** Start INFORMATION SHOWN **

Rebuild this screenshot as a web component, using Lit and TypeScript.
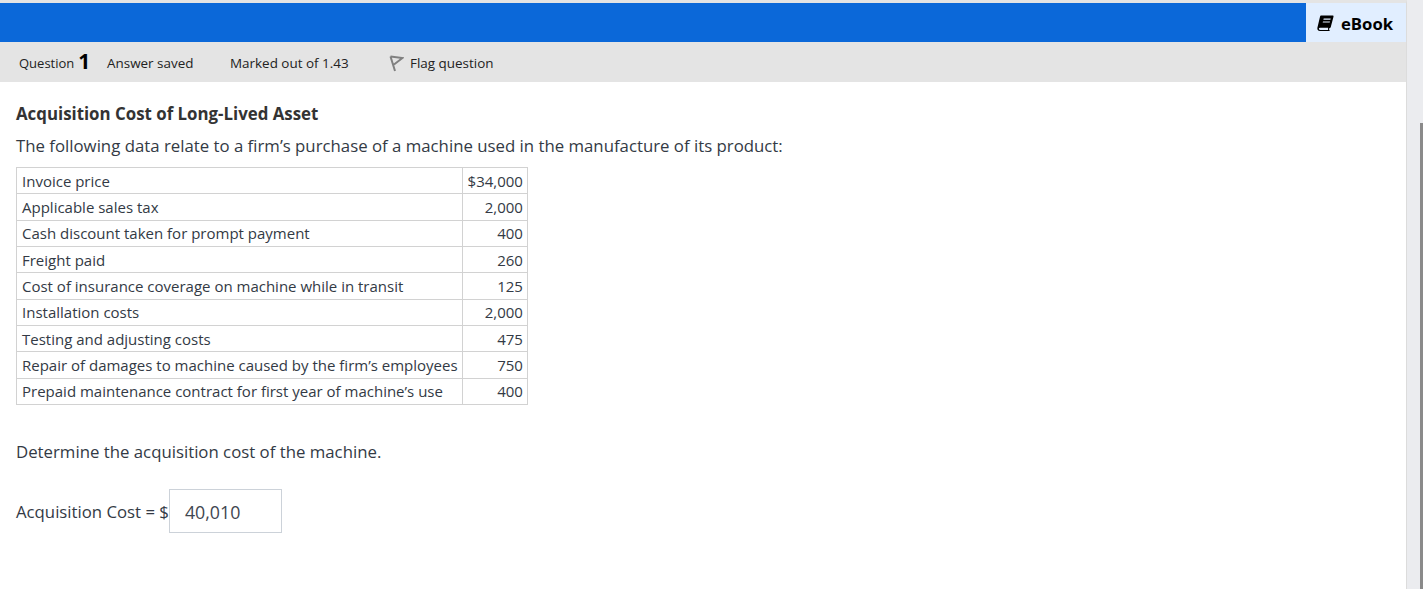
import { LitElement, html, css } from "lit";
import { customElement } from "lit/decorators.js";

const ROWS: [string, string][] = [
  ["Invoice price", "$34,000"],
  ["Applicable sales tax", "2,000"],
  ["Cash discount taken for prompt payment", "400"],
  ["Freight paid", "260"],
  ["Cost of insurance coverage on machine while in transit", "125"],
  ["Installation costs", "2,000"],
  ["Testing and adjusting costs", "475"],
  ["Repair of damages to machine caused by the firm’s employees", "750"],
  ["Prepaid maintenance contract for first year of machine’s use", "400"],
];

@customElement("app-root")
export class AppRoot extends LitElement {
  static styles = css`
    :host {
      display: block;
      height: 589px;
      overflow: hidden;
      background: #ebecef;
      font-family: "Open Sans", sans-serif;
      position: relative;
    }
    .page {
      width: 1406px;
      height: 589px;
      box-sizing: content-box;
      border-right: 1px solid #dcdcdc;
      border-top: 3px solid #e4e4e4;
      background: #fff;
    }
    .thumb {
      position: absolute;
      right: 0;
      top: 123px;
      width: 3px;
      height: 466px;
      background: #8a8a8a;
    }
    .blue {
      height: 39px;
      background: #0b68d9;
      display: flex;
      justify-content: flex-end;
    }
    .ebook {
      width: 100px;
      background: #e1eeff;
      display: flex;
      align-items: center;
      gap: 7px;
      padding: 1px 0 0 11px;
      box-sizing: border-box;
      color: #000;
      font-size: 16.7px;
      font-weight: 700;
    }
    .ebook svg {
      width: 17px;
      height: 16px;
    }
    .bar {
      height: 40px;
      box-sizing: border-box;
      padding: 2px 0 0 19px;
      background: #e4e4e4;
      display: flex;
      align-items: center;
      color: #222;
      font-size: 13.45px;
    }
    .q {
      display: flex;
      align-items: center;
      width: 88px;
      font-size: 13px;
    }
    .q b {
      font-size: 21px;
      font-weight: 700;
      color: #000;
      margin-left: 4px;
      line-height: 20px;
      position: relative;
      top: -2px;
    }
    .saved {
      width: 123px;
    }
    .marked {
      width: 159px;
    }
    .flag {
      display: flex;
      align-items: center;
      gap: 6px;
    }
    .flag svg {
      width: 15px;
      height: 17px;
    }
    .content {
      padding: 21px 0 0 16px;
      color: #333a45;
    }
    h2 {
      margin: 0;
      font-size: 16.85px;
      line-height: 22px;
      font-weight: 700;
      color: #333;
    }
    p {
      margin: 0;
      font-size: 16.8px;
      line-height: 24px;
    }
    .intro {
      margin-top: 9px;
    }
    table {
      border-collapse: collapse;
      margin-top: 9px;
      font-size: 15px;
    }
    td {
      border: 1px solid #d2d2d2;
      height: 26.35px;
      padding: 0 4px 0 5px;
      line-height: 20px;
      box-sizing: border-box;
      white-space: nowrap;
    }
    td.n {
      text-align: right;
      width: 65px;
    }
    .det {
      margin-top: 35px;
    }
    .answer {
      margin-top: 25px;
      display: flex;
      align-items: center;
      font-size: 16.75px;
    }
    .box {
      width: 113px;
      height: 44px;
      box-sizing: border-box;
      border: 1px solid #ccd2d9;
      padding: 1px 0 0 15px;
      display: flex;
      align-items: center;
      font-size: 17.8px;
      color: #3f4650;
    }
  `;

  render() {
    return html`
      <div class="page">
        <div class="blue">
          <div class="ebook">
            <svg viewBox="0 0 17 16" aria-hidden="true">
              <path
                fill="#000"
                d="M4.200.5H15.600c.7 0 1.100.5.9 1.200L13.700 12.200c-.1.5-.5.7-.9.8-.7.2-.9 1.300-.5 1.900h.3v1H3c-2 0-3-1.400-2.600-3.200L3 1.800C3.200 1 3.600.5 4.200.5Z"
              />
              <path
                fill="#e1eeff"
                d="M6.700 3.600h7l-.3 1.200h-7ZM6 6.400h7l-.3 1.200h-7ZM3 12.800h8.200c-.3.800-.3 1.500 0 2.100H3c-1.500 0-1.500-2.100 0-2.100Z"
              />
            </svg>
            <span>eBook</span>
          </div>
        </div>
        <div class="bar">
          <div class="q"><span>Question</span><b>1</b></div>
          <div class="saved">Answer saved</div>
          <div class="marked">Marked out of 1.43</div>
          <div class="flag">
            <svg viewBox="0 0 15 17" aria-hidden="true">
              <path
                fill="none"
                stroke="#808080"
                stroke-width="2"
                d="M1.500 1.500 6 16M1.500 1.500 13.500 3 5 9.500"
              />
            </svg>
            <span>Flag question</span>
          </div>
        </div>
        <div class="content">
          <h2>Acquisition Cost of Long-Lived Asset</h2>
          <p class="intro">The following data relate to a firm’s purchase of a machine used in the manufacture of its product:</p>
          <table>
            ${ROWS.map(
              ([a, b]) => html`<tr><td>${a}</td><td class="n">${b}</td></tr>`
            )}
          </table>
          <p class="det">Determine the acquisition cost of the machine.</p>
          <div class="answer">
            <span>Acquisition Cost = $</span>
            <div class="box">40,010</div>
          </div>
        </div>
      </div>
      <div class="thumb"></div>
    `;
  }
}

** End INFORMATION SHOWN **

DESCRIPTION OF THE TASK:
Except for the pictures, reproduce every line exactly.

TASK ANSWER:
Rebuild this screenshot as a web component, using Lit and TypeScript.
import { LitElement, html, css } from "lit";
import { customElement } from "lit/decorators.js";

const ROWS: [string, string][] = [
  ["Invoice price", "$34,000"],
  ["Applicable sales tax", "2,000"],
  ["Cash discount taken for prompt payment", "400"],
  ["Freight paid", "260"],
  ["Cost of insurance coverage on machine while in transit", "125"],
  ["Installation costs", "2,000"],
  ["Testing and adjusting costs", "475"],
  ["Repair of damages to machine caused by the firm’s employees", "750"],
  ["Prepaid maintenance contract for first year of machine’s use", "400"],
];

@customElement("app-root")
export class AppRoot extends LitElement {
  static styles = css`
    :host {
      display: block;
      height: 589px;
      overflow: hidden;
      background: #ebecef;
      font-family: "Open Sans", sans-serif;
      position: relative;
    }
    .page {
      width: 1406px;
      height: 589px;
      box-sizing: content-box;
      border-right: 1px solid #dcdcdc;
      border-top: 3px solid #e4e4e4;
      background: #fff;
    }
    .thumb {
      position: absolute;
      right: 0;
      top: 123px;
      width: 3px;
      height: 466px;
      background: #8a8a8a;
    }
    .blue {
      height: 39px;
      background: #0b68d9;
      display: flex;
      justify-content: flex-end;
    }
    .ebook {
      width: 100px;
      background: #e1eeff;
      display: flex;
      align-items: center;
      gap: 7px;
      padding: 1px 0 0 11px;
      box-sizing: border-box;
      color: #000;
      font-size: 16.7px;
      font-weight: 700;
    }
    .ebook svg {
      width: 17px;
      height: 16px;
    }
    .bar {
      height: 40px;
      box-sizing: border-box;
      padding: 2px 0 0 19px;
      background: #e4e4e4;
      display: flex;
      align-items: center;
      color: #222;
      font-size: 13.45px;
    }
    .q {
      display: flex;
      align-items: center;
      width: 88px;
      font-size: 13px;
    }
    .q b {
      font-size: 21px;
      font-weight: 700;
      color: #000;
      margin-left: 4px;
      line-height: 20px;
      position: relative;
      top: -2px;
    }
    .saved {
      width: 123px;
    }
    .marked {
      width: 159px;
    }
    .flag {
      display: flex;
      align-items: center;
      gap: 6px;
    }
    .flag svg {
      width: 15px;
      height: 17px;
    }
    .content {
      padding: 21px 0 0 16px;
      color: #333a45;
    }
    h2 {
      margin: 0;
      font-size: 16.85px;
      line-height: 22px;
      font-weight: 700;
      color: #333;
    }
    p {
      margin: 0;
      font-size: 16.8px;
      line-height: 24px;
    }
    .intro {
      margin-top: 9px;
    }
    table {
      border-collapse: collapse;
      margin-top: 9px;
      font-size: 15px;
    }
    td {
      border: 1px solid #d2d2d2;
      height: 26.35px;
      padding: 0 4px 0 5px;
      line-height: 20px;
      box-sizing: border-box;
      white-space: nowrap;
    }
    td.n {
      text-align: right;
      width: 65px;
    }
    .det {
      margin-top: 35px;
    }
    .answer {
      margin-top: 25px;
      display: flex;
      align-items: center;
      font-size: 16.75px;
    }
    .box {
      width: 113px;
      height: 44px;
      box-sizing: border-box;
      border: 1px solid #ccd2d9;
      padding: 1px 0 0 15px;
      display: flex;
      align-items: center;
      font-size: 17.8px;
      color: #3f4650;
    }
  `;

  render() {
    return html`
      <div class="page">
        <div class="blue">
          <div class="ebook">
            <svg viewBox="0 0 17 16" aria-hidden="true">
              <path
                fill="#000"
                d="M4.200.5H15.600c.7 0 1.100.5.9 1.200L13.700 12.200c-.1.5-.5.7-.9.8-.7.2-.9 1.300-.5 1.900h.3v1H3c-2 0-3-1.400-2.600-3.200L3 1.800C3.200 1 3.600.5 4.200.5Z"
              />
              <path
                fill="#e1eeff"
                d="M6.700 3.600h7l-.3 1.200h-7ZM6 6.400h7l-.3 1.200h-7ZM3 12.800h8.200c-.3.800-.3 1.500 0 2.100H3c-1.500 0-1.500-2.100 0-2.100Z"
              />
            </svg>
            <span>eBook</span>
          </div>
        </div>
        <div class="bar">
          <div class="q"><span>Question</span><b>1</b></div>
          <div class="saved">Answer saved</div>
          <div class="marked">Marked out of 1.43</div>
          <div class="flag">
            <svg viewBox="0 0 15 17" aria-hidden="true">
              <path
                fill="none"
                stroke="#808080"
                stroke-width="2"
                d="M1.500 1.500 6 16M1.500 1.500 13.500 3 5 9.500"
              />
            </svg>
            <span>Flag question</span>
          </div>
        </div>
        <div class="content">
          <h2>Acquisition Cost of Long-Lived Asset</h2>
          <p class="intro">The following data relate to a firm’s purchase of a machine used in the manufacture of its product:</p>
          <table>
            ${ROWS.map(
              ([a, b]) => html`<tr><td>${a}</td><td class="n">${b}</td></tr>`
            )}
          </table>
          <p class="det">Determine the acquisition cost of the machine.</p>
          <div class="answer">
            <span>Acquisition Cost = $</span>
            <div class="box">40,010</div>
          </div>
        </div>
      </div>
      <div class="thumb"></div>
    `;
  }
}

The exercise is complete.